Settle Debts and Distribute Remaining Assets

Only after creditors have been paid and tax obligations are settled should you distribute what remains to the owners. The priority is straightforward: secured creditors first, then unsecured creditors, then any remaining balance goes to shareholders or members based on their ownership percentages as set out in the company’s governing documents or capital accounts.

Liquidating remaining inventory, equipment, and other property is part of this process. Pool the cash from those sales with whatever is already in the business accounts. If the business does not have enough assets to pay all creditors in full, the distribution follows the priority rules under your state’s law, and owners receive nothing until all higher-priority claims are satisfied.

Once the final distribution is complete and the balance reaches zero, close the business bank accounts permanently. Get a copy of the final bank statement. Cancel insurance policies, utility accounts, and any recurring subscriptions or service contracts. Each one of these is a loose end that can generate charges against an entity that no longer exists to pay them.

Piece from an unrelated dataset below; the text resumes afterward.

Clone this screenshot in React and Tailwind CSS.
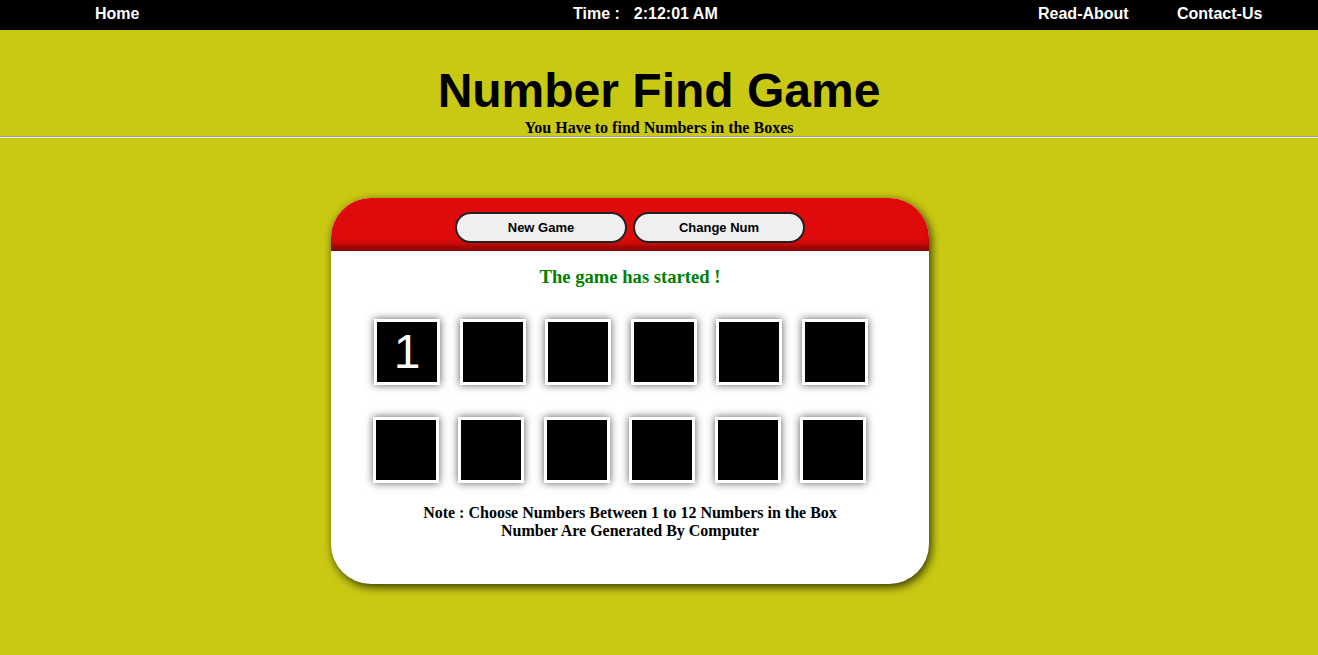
import React, { useState } from 'react'

const sans = { fontFamily: '"Liberation Sans", Arial, sans-serif' }
const serif = { fontFamily: '"Liberation Serif", "Times New Roman", serif' }

const Box = ({ value }) => (
  <div className="w-[66px] h-[66px] border-[3px] border-white bg-black shadow-[0_0_8px_rgba(0,0,0,0.65)] flex items-center justify-center">
    {value && (
      <span className="text-white text-[48px] leading-none" style={sans}>
        {value}
      </span>
    )}
  </div>
)

const App = () => {
  const [boxes] = useState(['1', '', '', '', '', '', '', '', '', '', '', ''])

  return (
    <div className="min-h-[655px] bg-[#c9c913]">
      {/* Top bar */}
      <nav className="h-[30px] bg-black flex items-center pl-[95px] pb-[2px] text-white text-[16px] font-bold" style={sans}>
        <span className="w-[478px]">Home</span>
        <span className="w-[465px] flex">
          <span>Time :</span>
          <span className="ml-[14px]">2:12:01 AM</span>
        </span>
        <span className="w-[139px]">Read-About</span>
        <span>Contact-Us</span>
      </nav>

      {/* Heading */}
      <header className="pt-[33px] text-center text-black">
        <h1 className="text-[48px] font-bold leading-[55px]" style={sans}>
          Number Find Game
        </h1>
        <p className="text-[16px] font-bold leading-[17px] mt-[1px]" style={serif}>
          You Have to find Numbers in the Boxes
        </p>
      </header>
      <hr className="border-0 border-t border-t-[#9c9ca8] border-b border-b-[#e6e6e6] h-0" />

      {/* Game card */}
      <div className="ml-[331px] mt-[60px] w-[598px] rounded-[40px] bg-white overflow-hidden shadow-[2px_3px_10px_rgba(0,0,0,0.75)]">
        <div className="h-[53px] bg-[#df0b0b] pt-[14px] flex justify-center gap-[6px] shadow-[inset_0_-8px_7px_-3px_rgba(60,0,0,0.6)]">
          <button className="w-[172px] h-[31px] rounded-full bg-[#efefef] border-2 border-[#222] text-[13px] font-bold text-black" style={sans}>
            New Game
          </button>
          <button className="w-[172px] h-[31px] rounded-full bg-[#efefef] border-2 border-[#222] text-[13px] font-bold text-black" style={sans}>
            Change Num
          </button>
        </div>

        <div className="pt-[15px] pb-[44px]">
          <p className="text-center text-[18.6px] font-bold text-[#008000] leading-[21px]" style={serif}>
            The game has started !
          </p>

          <div className="mt-[32px] pl-[43px] flex gap-[19.6px]">
            {boxes.slice(0, 6).map((v, i) => (
              <Box key={i} value={v} />
            ))}
          </div>
          <div className="mt-[32px] pl-[42px] flex gap-[19.4px]">
            {boxes.slice(6).map((v, i) => (
              <Box key={i} value={v} />
            ))}
          </div>

          <div className="mt-[21px] text-center text-[16px] font-bold leading-[18px] text-black" style={serif}>
            <p>Note : Choose Numbers Between 1 to 12 Numbers in the Box</p>
            <p>Number Are Generated By Computer</p>
          </div>
        </div>
      </div>
    </div>
  )
}

export default App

How Long to Keep Your Records

The IRS requires you to keep records that support items on your tax return until the period of limitations for that return expires. The general period is three years from the date you filed. If you reported less than 75% of the gross income you should have reported, the period extends to six years. And if you filed a claim for a loss from worthless securities or a bad debt deduction, the period is seven years.
10Internal Revenue Service. How Long Should I Keep Records

For a dissolving business, the practical advice is to keep everything for at least seven years from the date of the final return. The cost of storing a box of records is trivial compared to the cost of being unable to respond to an IRS inquiry. That includes the dissolution resolution, articles of dissolution, final tax returns, proof of filing, creditor notification logs, final bank statements, and any asset sale documentation. These records are the only proof that the business closed properly and met all its obligations.